I don’t hit this perfectly every day. maybe 3–4 days a week it holds. the other days have unexpected client calls, errands, or low-energy afternoons. but having the template means I always know what “getting back on track” looks like.


common mistakes solopreneurs make with daily routines

building someone else’s routine. a 5am wake time works for some people and destroys others. build around your natural rhythm, not an influencer’s.

making it too long. a 3-hour morning routine is a procrastination system. keep it under 90 minutes.

no recovery built in. breaks aren’t laziness. they’re performance maintenance. schedule them explicitly.

not protecting the deep work block. if you say yes to every morning call, you’ll never have a deep work block. guard it.

skipping the shutdown ritual. this is the most commonly skipped element. also the one with the most impact on mental health and work/life boundary.


FAQ

how long does it take to build a daily routine?
research on habit formation suggests 2–8 weeks for a new behavior to feel automatic. plan for 4 weeks of deliberate practice before the routine feels natural.

should I wake up early as a solopreneur?
only if you’re naturally an early riser. the research on morning productivity is real, but it’s about alignment with your chronotype — not just waking up earlier. a genuine night owl doing deep work at 10pm outperforms a forced early riser doing deep work at 6am.

what if client calls disrupt my deep work blocks?
start by protecting one block — just 90 minutes. as your output from that block demonstrates value, you’ll have more leverage to push back on call timing.

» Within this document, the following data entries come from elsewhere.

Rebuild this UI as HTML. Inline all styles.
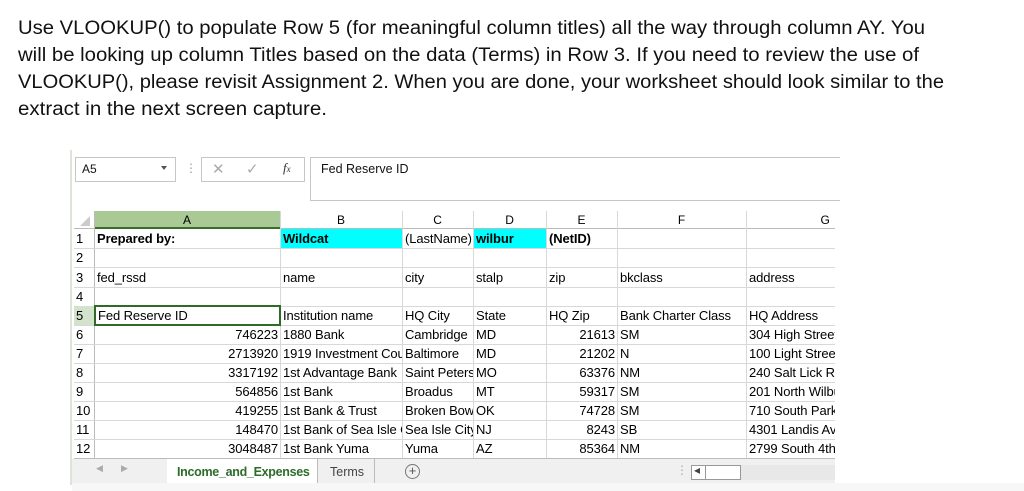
<!DOCTYPE html>
<html><head><meta charset="utf-8"><style>
*{margin:0;padding:0;box-sizing:border-box}
body{width:1024px;height:491px;background:#fff;position:relative;overflow:hidden;font-family:"Liberation Sans",sans-serif;color:#111}
.a{position:absolute;white-space:nowrap;overflow:hidden}
.c{position:absolute;font-size:13px;line-height:20px;white-space:nowrap;overflow:hidden;letter-spacing:-0.1px;padding:0 2px;color:#000}
.r{text-align:right}
.hl{position:absolute;height:1px;background:#d8d8d8}
.vl{position:absolute;width:1px;background:#d8d8d8}
</style></head><body>
<svg class="a" style="left:0;top:0" width="1024" height="130">
<g font-family="Liberation Sans, sans-serif" font-size="19" fill="#111">
<text x="18" y="34" textLength="907" lengthAdjust="spacingAndGlyphs">Use VLOOKUP() to populate Row 5 (for meaningful column titles) all the way through column AY. You</text>
<text x="18" y="61" textLength="901" lengthAdjust="spacingAndGlyphs">will be looking up column Titles based on the data (Terms) in Row 3. If you need to review the use of</text>
<text x="18" y="88" textLength="926" lengthAdjust="spacingAndGlyphs">VLOOKUP(), please revisit Assignment 2. When you are done, your worksheet should look similar to the</text>
<text x="18" y="115" textLength="309" lengthAdjust="spacingAndGlyphs">extract in the next screen capture.</text>
</g></svg>

<div class="a" style="left:70px;top:150px;width:2px;height:335px;background:#dde5d8"></div>
<div class="a" style="left:75px;top:157px;width:101px;height:25px;border:1px solid #c6c6c6;font-size:12px;line-height:23px;padding-left:6px">A5</div>
<div class="a" style="left:161px;top:166px;width:0;height:0;border-left:3px solid transparent;border-right:3px solid transparent;border-top:4px solid #555"></div>
<div class="a" style="left:185px;top:161px;font-size:12px;color:#999">⋮</div>
<div class="a" style="left:201px;top:157px;width:104px;height:25px;border:1px solid #c6c6c6"></div>
<div class="a" style="left:212px;top:160px;font-size:15px;color:#aaa">✕</div>
<div class="a" style="left:246px;top:160px;font-size:15px;color:#aaa">✓</div>
<div class="a" style="left:283px;top:160px;font-size:13px;font-style:italic;font-family:'Liberation Serif',serif;color:#333">f<span style="font-size:9px">x</span></div>
<div class="a" style="left:310px;top:157px;width:530px;height:44px;border:1px solid #c6c6c6;border-right:none;font-size:12.5px;padding:4px 0 0 10px">Fed Reserve ID</div>

<div class="a" style="left:74px;top:211px;width:761px;height:18px;background:#fff;border-bottom:1px solid #bbb"></div>
<div class="a" style="left:94px;top:211px;width:186px;height:18px;background:#a9c995;border-bottom:2px solid #3a6e2f"></div>
<div class="a" style="left:80px;top:216px;width:0;height:0;border-left:10px solid transparent;border-bottom:10px solid #ccc"></div>
<div class="c" style="left:94px;top:210px;width:186px;text-align:center;font-size:12px">A</div>
<div class="c" style="left:280px;top:210px;width:122px;text-align:center;font-size:12px">B</div>
<div class="c" style="left:402px;top:210px;width:71px;text-align:center;font-size:12px">C</div>
<div class="c" style="left:473px;top:210px;width:73px;text-align:center;font-size:12px">D</div>
<div class="c" style="left:546px;top:210px;width:71px;text-align:center;font-size:12px">E</div>
<div class="c" style="left:617px;top:210px;width:129px;text-align:center;font-size:12px">F</div>
<div class="c" style="left:746px;top:210px;width:89px;text-align:right;font-size:12px">G&nbsp;</div>

<div class="vl" style="left:94px;top:211px;height:248px;background:#bbb"></div>
<div class="vl" style="left:280px;top:211px;height:248px"></div>
<div class="vl" style="left:402px;top:211px;height:248px"></div>
<div class="vl" style="left:473px;top:211px;height:248px"></div>
<div class="vl" style="left:546px;top:211px;height:248px"></div>
<div class="vl" style="left:617px;top:211px;height:248px"></div>
<div class="vl" style="left:746px;top:211px;height:248px"></div>
<div class="hl" style="left:74px;top:248px;width:761px"></div>
<div class="hl" style="left:74px;top:267px;width:761px"></div>
<div class="hl" style="left:74px;top:287px;width:761px"></div>
<div class="hl" style="left:74px;top:306px;width:761px"></div>
<div class="hl" style="left:74px;top:325px;width:761px"></div>
<div class="hl" style="left:74px;top:344px;width:761px"></div>
<div class="hl" style="left:74px;top:363px;width:761px"></div>
<div class="hl" style="left:74px;top:382px;width:761px"></div>
<div class="hl" style="left:74px;top:401px;width:761px"></div>
<div class="hl" style="left:74px;top:420px;width:761px"></div>
<div class="hl" style="left:74px;top:439px;width:761px"></div>
<div class="hl" style="left:74px;top:458px;width:761px;background:#bbb"></div>

<div class="c" style="left:74px;top:229px">1</div>
<div class="c" style="left:74px;top:248px">2</div>
<div class="c" style="left:74px;top:268px">3</div>
<div class="c" style="left:74px;top:287px">4</div>
<div class="a" style="left:74px;top:306px;width:20px;height:19px;background:#d3e2cb"></div>
<div class="c" style="left:74px;top:306px">5</div>
<div class="c" style="left:74px;top:325px">6</div>
<div class="c" style="left:74px;top:344px">7</div>
<div class="c" style="left:74px;top:363px">8</div>
<div class="c" style="left:74px;top:382px">9</div>
<div class="c" style="left:74px;top:401px">10</div>
<div class="c" style="left:74px;top:420px">11</div>
<div class="c" style="left:74px;top:439px">12</div>

<div class="c" style="left:95px;top:229px;font-weight:bold">Prepared by:</div>
<div class="c" style="left:281px;top:229px;width:121px;background:#00ffff;font-weight:bold;height:19px">Wildcat</div>
<div class="c" style="left:403px;top:229px;width:70px">(LastName)</div>
<div class="c" style="left:474px;top:229px;width:72px;background:#00ffff;font-weight:bold;height:19px">wilbur</div>
<div class="c" style="left:547px;top:229px;font-weight:bold">(NetID)</div>
<div class="c" style="left:95px;top:268px">fed_rssd</div>
<div class="c" style="left:281px;top:268px">name</div>
<div class="c" style="left:403px;top:268px">city</div>
<div class="c" style="left:474px;top:268px">stalp</div>
<div class="c" style="left:547px;top:268px">zip</div>
<div class="c" style="left:618px;top:268px">bkclass</div>
<div class="c" style="left:747px;top:268px">address</div>
<div class="a" style="left:94px;top:305px;width:187px;height:21px;border:2px solid #2f6a2a"></div>
<div class="c" style="left:96px;top:306px">Fed Reserve ID</div>
<div class="c" style="left:281px;top:306px">Institution name</div>
<div class="c" style="left:403px;top:306px">HQ City</div>
<div class="c" style="left:474px;top:306px">State</div>
<div class="c" style="left:547px;top:306px">HQ Zip</div>
<div class="c" style="left:618px;top:306px">Bank Charter Class</div>
<div class="c" style="left:747px;top:306px;width:88px">HQ Address</div>

<div class="c r" style="left:94px;top:325px;width:186px">746223</div><div class="c" style="left:281px;top:325px;width:121px">1880 Bank</div><div class="c" style="left:403px;top:325px;width:70px">Cambridge</div><div class="c" style="left:474px;top:325px">MD</div><div class="c r" style="left:546px;top:325px;width:71px">21613</div><div class="c" style="left:618px;top:325px">SM</div><div class="c" style="left:747px;top:325px;width:88px">304 High Street</div>
<div class="c r" style="left:94px;top:344px;width:186px">2713920</div><div class="c" style="left:281px;top:344px;width:121px">1919 Investment Counsel</div><div class="c" style="left:403px;top:344px;width:70px">Baltimore</div><div class="c" style="left:474px;top:344px">MD</div><div class="c r" style="left:546px;top:344px;width:71px">21202</div><div class="c" style="left:618px;top:344px">N</div><div class="c" style="left:747px;top:344px;width:88px">100 Light Street</div>
<div class="c r" style="left:94px;top:363px;width:186px">3317192</div><div class="c" style="left:281px;top:363px;width:121px">1st Advantage Bank</div><div class="c" style="left:403px;top:363px;width:70px">Saint Peters</div><div class="c" style="left:474px;top:363px">MO</div><div class="c r" style="left:546px;top:363px;width:71px">63376</div><div class="c" style="left:618px;top:363px">NM</div><div class="c" style="left:747px;top:363px;width:88px">240 Salt Lick Rd</div>
<div class="c r" style="left:94px;top:382px;width:186px">564856</div><div class="c" style="left:281px;top:382px;width:121px">1st Bank</div><div class="c" style="left:403px;top:382px;width:70px">Broadus</div><div class="c" style="left:474px;top:382px">MT</div><div class="c r" style="left:546px;top:382px;width:71px">59317</div><div class="c" style="left:618px;top:382px">SM</div><div class="c" style="left:747px;top:382px;width:88px">201 North Wilbur</div>
<div class="c r" style="left:94px;top:401px;width:186px">419255</div><div class="c" style="left:281px;top:401px;width:121px">1st Bank &amp; Trust</div><div class="c" style="left:403px;top:401px;width:70px">Broken Bow</div><div class="c" style="left:474px;top:401px">OK</div><div class="c r" style="left:546px;top:401px;width:71px">74728</div><div class="c" style="left:618px;top:401px">SM</div><div class="c" style="left:747px;top:401px;width:88px">710 South Park</div>
<div class="c r" style="left:94px;top:420px;width:186px">148470</div><div class="c" style="left:281px;top:420px;width:121px">1st Bank of Sea Isle City</div><div class="c" style="left:403px;top:420px;width:70px">Sea Isle City</div><div class="c" style="left:474px;top:420px">NJ</div><div class="c r" style="left:546px;top:420px;width:71px">8243</div><div class="c" style="left:618px;top:420px">SB</div><div class="c" style="left:747px;top:420px;width:88px">4301 Landis Ave</div>
<div class="c r" style="left:94px;top:439px;width:186px">3048487</div><div class="c" style="left:281px;top:439px;width:121px">1st Bank Yuma</div><div class="c" style="left:403px;top:439px;width:70px">Yuma</div><div class="c" style="left:474px;top:439px">AZ</div><div class="c r" style="left:546px;top:439px;width:71px">85364</div><div class="c" style="left:618px;top:439px">NM</div><div class="c" style="left:747px;top:439px;width:88px">2799 South 4th</div>

<div class="a" style="left:72px;top:459px;width:763px;height:24px;background:#f0f0f0"></div>
<div class="a" style="left:72px;top:483px;width:952px;height:8px;background:#f7f7f7"></div>
<div class="a" style="left:96px;top:463px;font-size:9px;color:#aaa">◀</div>
<div class="a" style="left:121px;top:463px;font-size:9px;color:#aaa">▶</div>
<div class="a" style="left:167px;top:459px;width:151px;height:24px;background:#fff;border-right:1px solid #bbb;font-size:12.5px;font-weight:bold;color:#2d6b2a;line-height:26px;padding-left:10px;letter-spacing:-0.3px">Income_and_Expenses</div>
<div class="a" style="left:318px;top:459px;width:57px;height:24px;border-right:1px solid #bbb;font-size:12.5px;color:#444;line-height:26px;padding-left:12px">Terms</div>
<div class="a" style="left:405px;top:464px;width:15px;height:15px;border:1px solid #777;border-radius:50%;font-size:13px;line-height:12px;text-align:center;color:#555">+</div>
<div class="a" style="left:676px;top:463px;font-size:12px;color:#aaa">⋮</div>
<div class="a" style="left:691px;top:465px;width:144px;height:15px;background:#e8e8e8"></div>
<div class="a" style="left:691px;top:465px;width:50px;height:15px;border:1px solid #999;background:#fff"></div>
<div class="a" style="left:694px;top:466px;font-size:8px;color:#444">◀</div>
<div class="vl" style="left:705px;top:466px;height:13px;background:#999"></div>
</body></html>
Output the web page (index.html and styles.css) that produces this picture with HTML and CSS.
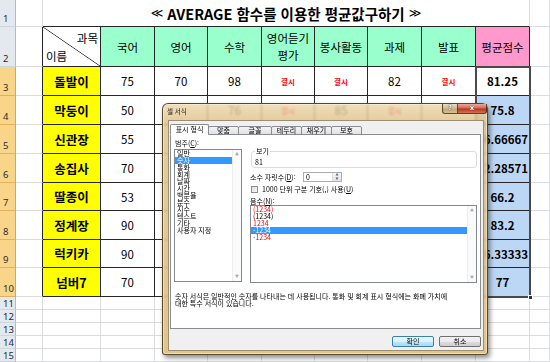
FILE: index.html
```html
<!DOCTYPE html>
<html lang="ko">
<head>
<meta charset="utf-8">
<title>AVERAGE 함수</title>
<link rel="stylesheet" href="styles.css">
</head>
<body>
<div class="sheet">
  <div class="row h27">
    <div class="rh">1</div>
    <div class="c"></div>
    <div class="c title"><span class="ang">≪</span>&nbsp;AVERAGE 함수를 이용한 평균값구하기&nbsp;<span class="ang">≫</span></div>
    <div class="c"></div>
  </div>
  <div class="row h40">
    <div class="rh">2</div>
    <div class="c ta"></div>
    <div class="c t diag"><span class="d1">과목</span><span class="d2">이름</span></div>
    <div class="c t g">국어</div>
    <div class="c t g">영어</div>
    <div class="c t g">수학</div>
    <div class="c t g ml">영어듣기<br>평가</div>
    <div class="c t g">봉사활동</div>
    <div class="c t g">과제</div>
    <div class="c t g">발표</div>
    <div class="c t p">평균점수</div>
    <div class="c"></div>
  </div>
  <div class="row h29">
    <div class="rh s">3</div>
    <div class="c ta"></div>
    <div class="c t y">돌발이</div>
    <div class="c t n">75</div>
    <div class="c t n">70</div>
    <div class="c t n">98</div>
    <div class="c t ab">결시</div>
    <div class="c t ab">결시</div>
    <div class="c t n">82</div>
    <div class="c t ab">결시</div>
    <div class="c t avg">81.25</div>
    <div class="c"></div>
  </div>
  <div class="row h29">
    <div class="rh s">4</div>
    <div class="c ta"></div>
    <div class="c t y">막둥이</div>
    <div class="c t n">50</div>
    <div class="c t n"></div>
    <div class="c t n">76</div>
    <div class="c t ab">결시</div>
    <div class="c t n">85</div>
    <div class="c t ab">결시</div>
    <div class="c t n"></div>
    <div class="c t avg hl">75.8</div>
    <div class="c"></div>
  </div>
  <div class="row h29">
    <div class="rh s">5</div>
    <div class="c ta"></div>
    <div class="c t y">신관장</div>
    <div class="c t n">55</div>
    <div class="c t"></div><div class="c t"></div><div class="c t"></div><div class="c t"></div><div class="c t"></div><div class="c t"></div>
    <div class="c t avg hl">66.66667</div>
    <div class="c"></div>
  </div>
  <div class="row h29">
    <div class="rh s">6</div>
    <div class="c ta"></div>
    <div class="c t y">송집사</div>
    <div class="c t n">70</div>
    <div class="c t"></div><div class="c t"></div><div class="c t"></div><div class="c t"></div><div class="c t"></div><div class="c t"></div>
    <div class="c t avg hl">72.28571</div>
    <div class="c"></div>
  </div>
  <div class="row h28">
    <div class="rh s">7</div>
    <div class="c ta"></div>
    <div class="c t y">딸종이</div>
    <div class="c t n">53</div>
    <div class="c t"></div><div class="c t"></div><div class="c t"></div><div class="c t"></div><div class="c t"></div><div class="c t"></div>
    <div class="c t avg hl">66.2</div>
    <div class="c"></div>
  </div>
  <div class="row h29">
    <div class="rh s">8</div>
    <div class="c ta"></div>
    <div class="c t y">정계장</div>
    <div class="c t n">90</div>
    <div class="c t"></div><div class="c t"></div><div class="c t"></div><div class="c t"></div><div class="c t"></div><div class="c t"></div>
    <div class="c t avg hl">83.2</div>
    <div class="c"></div>
  </div>
  <div class="row h28">
    <div class="rh s">9</div>
    <div class="c ta"></div>
    <div class="c t y">럭키카</div>
    <div class="c t n">90</div>
    <div class="c t"></div><div class="c t"></div><div class="c t"></div><div class="c t"></div><div class="c t"></div><div class="c t"></div>
    <div class="c t avg hl">76.33333</div>
    <div class="c"></div>
  </div>
  <div class="row h29">
    <div class="rh s">10</div>
    <div class="c ta"></div>
    <div class="c t y">넘버7</div>
    <div class="c t n">70</div>
    <div class="c t"></div><div class="c t"></div><div class="c t"></div><div class="c t"></div><div class="c t"></div><div class="c t"></div>
    <div class="c t avg hl">77</div>
    <div class="c"></div>
  </div>
  <div class="row h13">
    <div class="rh">11</div>
    <div class="c"></div><div class="c"></div><div class="c"></div><div class="c"></div><div class="c"></div><div class="c"></div><div class="c"></div><div class="c"></div><div class="c"></div><div class="c"></div><div class="c"></div>
  </div>
  <div class="row h13">
    <div class="rh">12</div>
    <div class="c"></div><div class="c"></div><div class="c"></div><div class="c"></div><div class="c"></div><div class="c"></div><div class="c"></div><div class="c"></div><div class="c"></div><div class="c"></div><div class="c"></div>
  </div>
  <div class="row h13">
    <div class="rh">13</div>
    <div class="c"></div><div class="c"></div><div class="c"></div><div class="c"></div><div class="c"></div><div class="c"></div><div class="c"></div><div class="c"></div><div class="c"></div><div class="c"></div><div class="c"></div>
  </div>
  <div class="row h13">
    <div class="rh">14</div>
    <div class="c"></div><div class="c"></div><div class="c"></div><div class="c"></div><div class="c"></div><div class="c"></div><div class="c"></div><div class="c"></div><div class="c"></div><div class="c"></div><div class="c"></div>
  </div>
  <div class="row h13">
    <div class="rh">15</div>
    <div class="c"></div><div class="c"></div><div class="c"></div><div class="c"></div><div class="c"></div><div class="c"></div><div class="c"></div><div class="c"></div><div class="c"></div><div class="c"></div><div class="c"></div>
  </div>

  <div class="selbox"><span class="fh"></span></div>

  <div class="dlg">
    <div class="tbar">
      <span class="tname">셀 서식</span>
      <div class="capbtns"><span class="cb help">?</span><span class="cb close">x</span></div>
    </div>
    <div class="client">
      <div class="tabs">
        <span class="tab on" style="width:39px">표시 형식</span>
        <span class="tab" style="width:31px">맞춤</span>
        <span class="tab" style="width:34px">글꼴</span>
        <span class="tab" style="width:31px">테두리</span>
        <span class="tab" style="width:31px">채우기</span>
        <span class="tab" style="width:31px">보호</span>
      </div>
      <div class="panel">
        <div class="pbody">
          <div class="lcol">
            <div class="lbl">범주(<u>C</u>):</div>
            <div class="list cat">
              <div class="items">
                <div>일반</div>
                <div class="on">숫자</div>
                <div>통화</div>
                <div>회계</div>
                <div>날짜</div>
                <div>시간</div>
                <div>백분율</div>
                <div>분수</div>
                <div>지수</div>
                <div>텍스트</div>
                <div>기타</div>
                <div>사용자 지정</div>
              </div>
              <div class="vs"><span>▲</span><span>▼</span></div>
            </div>
          </div>
          <div class="rcol">
            <fieldset class="sample"><legend>보기</legend><div class="sv">81</div></fieldset>
            <div class="decrow">
              <span class="declbl">소수 자릿수(<u>D</u>):</span>
              <div class="spin"><span class="sval">0</span><span class="sbtn"><i>▲</i><i>▼</i></span></div>
            </div>
            <div class="chkrow"><span class="box"></span><span>1000 단위 구분 기호(,) 사용(<u>U</u>)</span></div>
            <div class="lbl nl">음수(<u>N</u>):</div>
            <div class="list neg">
              <div class="items">
                <div class="red">(1234)</div>
                <div>(1234)</div>
                <div class="red">1234</div>
                <div class="on">-1234</div>
                <div class="red">-1234</div>
              </div>
              <div class="vs"><span>▲</span><span>▼</span></div>
            </div>
          </div>
        </div>
        <p class="desc">숫자 서식은 일반적인 숫자를 나타내는 데 사용됩니다. 통화 및 회계 표시 형식에는 화폐 가치에<br>대한 특수 서식이 있습니다.</p>
      </div>
      <div class="btns">
        <span class="btn def">확인</span>
        <span class="btn">취소</span>
      </div>
    </div>
  </div>
</div>
</body>
</html>
```

FILE: styles.css
```css
* { box-sizing: border-box; }
html, body { margin: 0; padding: 0; width: 550px; height: 362px; overflow: hidden; background: #fff; }
body { font-family: "Noto Sans CJK KR", "Noto Sans", sans-serif; color: #000; }

.sheet { position: relative; width: 550px; height: 362px; overflow: hidden; }
.row { display: grid; grid-template-columns: 16px 27px 58px 54px 53px 54px 53px 53px 54px 54px 54px 20px; }
.h27 { height: 27px; }
.h40 { height: 40px; }
.h29 { height: 29px; }
.h28 { height: 28px; }
.h13 { height: 13px; }

.rh {
  background: #e4e9f0;
  border-right: 1px solid #b1bbc8;
  border-bottom: 1px solid #cfd5dd;
  font: 9.5px/1 "Noto Sans", "Liberation Sans", sans-serif;
  color: #2b2b2b;
  display: flex;
  align-items: flex-end;
  padding: 0 0 3px 3px;
}
.rh.s { background: #f9d58a; border-bottom-color: #e2b160; border-right-color: #d8a650; }
.h13 .rh { padding-bottom: 1px; }

.c {
  border-right: 1px solid #dadcdd;
  border-bottom: 1px solid #dadcdd;
  display: flex;
  align-items: center;
  justify-content: center;
  overflow: hidden;
  white-space: nowrap;
  min-width: 0;
}
.t { border-right-color: #262626; border-bottom-color: #262626; }
.ta { border-right-color: #262626; }
.title { grid-column: span 9; border-bottom-color: #262626; font-weight: 700; font-size: 14.5px; }
.title .ang { font: 400 12px "DejaVu Sans", sans-serif; }
.g { background: #99ffcc; font-size: 11.5px; }
.p { background: #ff99cc; font-size: 11.5px; }
.ml { line-height: 17px; text-align: center; white-space: normal; }
.y { background: #ffff00; font-weight: 700; font-size: 12.5px; }
.n { font-size: 11.5px; }
.ab { color: #ff0000; font-size: 7.5px; font-weight: 700; }
.avg { font-weight: 700; font-size: 11.5px; }
.hl { background: #bcd7f5; }

.diag {
  flex-direction: column;
  align-items: stretch;
  justify-content: space-between;
  padding: 4px 2px 3px 3px;
  font-size: 11.5px;
  background: linear-gradient(to top right, transparent calc(50% - 0.7px), #333 50%, transparent calc(50% + 0.7px));
}
.diag .d1 { align-self: flex-end; line-height: 14px; }
.diag .d2 { align-self: flex-start; line-height: 14px; }

.selbox {
  position: absolute;
  left: 475px; top: 66px; width: 56px; height: 232px;
  border: 2px solid #4a4a4a;
}
.fh {
  position: absolute; right: -4px; bottom: -4px;
  width: 5px; height: 5px; background: #333; border: 1px solid #fff;
}

/* dialog */
.dlg {
  position: absolute;
  left: 162px; top: 103px; width: 326px; height: 252px;
  display: flex; flex-direction: column;
  border: 1px solid rgba(40, 30, 10, 0.75);
  border-radius: 6px 6px 3px 3px;
  background: linear-gradient(180deg, rgba(236, 214, 170, 0.8) 0, rgba(222, 194, 138, 0.84) 18px, rgba(222, 190, 122, 0.9) 100%);
  backdrop-filter: blur(1.2px);
  box-shadow: 2px 3px 5px rgba(0, 0, 0, 0.45), inset 0 0 0 1px rgba(255, 245, 220, 0.5);
  font: 7px/8px "Noto Sans CJK KR", sans-serif;
  color: #000;
}
.tbar { height: 16px; display: flex; align-items: flex-start; }
.tname { font-size: 6.5px; line-height: 7px; padding: 4px 0 0 4px; color: #1a1a1a; }
.capbtns { margin-left: auto; display: flex; }
.cb {
  height: 10px; display: flex; align-items: center; justify-content: center;
  border: 1px solid rgba(60, 40, 20, 0.8); border-top: 0;
  color: #fff; font: 700 7px/1 "DejaVu Sans", sans-serif;
}
.cb.help {
  width: 16px; border-radius: 0 0 0 3px;
  background: linear-gradient(#eadfc8, #cdb690 50%, #bfa577 51%, #d4bf96);
  text-shadow: 0 0 1px #333, 0 0 1px #333;
}
.cb.close {
  width: 29px; border-left: 0; border-radius: 0 0 3px 0;
  background: linear-gradient(#e9aa9c, #d06a55 45%, #b83420 55%, #d0735c);
  text-shadow: 0 0 1px #600;
}

.client {
  flex: 1;
  margin: 0 3px 3px 5px;
  background: #f0f0f0;
  border: 1px solid rgba(120, 100, 60, 0.7);
  padding: 3px 2px 0 1px;
}
.tabs { display: flex; align-items: flex-end; height: 11px; margin-bottom: -1px; position: relative; z-index: 1; }
.tab {
  height: 9px;
  margin-left: -1px;
  border: 1px solid #898c95;
  border-radius: 2px 2px 0 0;
  background: linear-gradient(#f3f3f3, #e2e2e2);
  display: flex; align-items: center; justify-content: center;
  line-height: 7px; white-space: nowrap;
}
.tab:first-child { margin-left: 0; }
.tab.on { height: 11px; background: #fff; border-bottom-color: #fff; }

.panel {
  height: 195px;
  background: #fff;
  border: 1px solid #898c95;
  padding: 4px 3px 0 3px;
}
.pbody { display: flex; gap: 8px; }
.lcol { width: 68px; }
.rcol { width: 227px; padding-top: 9px; }
.lbl { line-height: 8px; padding-left: 1px; white-space: nowrap; }
.list { border: 1px solid #828790; background: #fff; display: flex; }
.cat { margin-top: 2px; height: 133px; }
.neg { height: 78px; }
.items { flex: 1; min-width: 0; }
.items div { height: 7px; line-height: 7px; padding-left: 2px; white-space: nowrap; }
.items .on { background: #3399ff; color: #fff; }
.items .red { color: #ff0000; }
.vs {
  width: 9px;
  border-left: 1px solid #ededed;
  background: #fafafa;
  display: flex; flex-direction: column; justify-content: space-between; align-items: center;
  color: #a8a8a8; font-size: 4px; line-height: 7px; padding: 1px 0;
}

.sample {
  margin: 0 0 0 1px;
  padding: 0 0 1px 3px;
  border: 1px solid #d5dfe5;
  border-radius: 3px;
  min-width: 0;
}
.sample legend { padding: 0 1px; line-height: 7px; }
.sv { margin-top: 3px; line-height: 8px; }

.decrow { display: flex; align-items: center; margin-top: 4px; height: 10px; }
.declbl { width: 53px; white-space: nowrap; }
.spin { width: 39px; height: 10px; border: 1px solid #abadb3; display: flex; background: #fff; }
.sval { flex: 1; padding-left: 2px; line-height: 8px; }
.sbtn {
  width: 9px; display: flex; flex-direction: column; justify-content: center;
  border-left: 1px solid #dcdcdc; background: linear-gradient(#f5f5f5, #e3e3e3);
}
.sbtn i { font-style: normal; font-size: 3px; line-height: 4px; text-align: center; color: #4a6a8a; }

.chkrow { display: flex; align-items: center; gap: 4px; margin-top: 3px; height: 8px; padding-left: 1px; white-space: nowrap; }
.box { width: 7px; height: 7px; border: 1px solid #8e8f8f; background: linear-gradient(135deg, #dcdcdc, #fafafa); }
.nl { margin-top: 4px; padding-left: 0; }

.desc { margin: 10px 0 0 0; padding-left: 1px; line-height: 6.5px; white-space: nowrap; }

.btns { display: flex; justify-content: flex-end; gap: 5px; margin-top: 7px; padding-right: 0; }
.btn {
  width: 42px; height: 11px;
  border: 1px solid #707070; border-radius: 2px;
  background: linear-gradient(#f2f2f2, #ebebeb 50%, #dddddd 51%, #cfcfcf);
  display: flex; align-items: center; justify-content: center; line-height: 7px;
}
.btn.def { border-color: #3c7fb1; background: linear-gradient(#eaf6fd, #d9f0fc 50%, #bee6fd 51%, #a7d9f5); }
```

how do I handle low-energy days?
build a “low energy protocol” — a lighter version of your schedule with easier tasks. don’t fight a crash day by forcing deep work. do admin, organize, learn, or rest. fighting it with caffeine leads to worse recovery.

should weekends follow the same routine?
not strictly. most solopreneurs benefit from a lighter weekend structure — maybe a 20-minute morning planning review and a weekly review session on Sunday. but deliberate rest without a full daily routine is the point of weekends.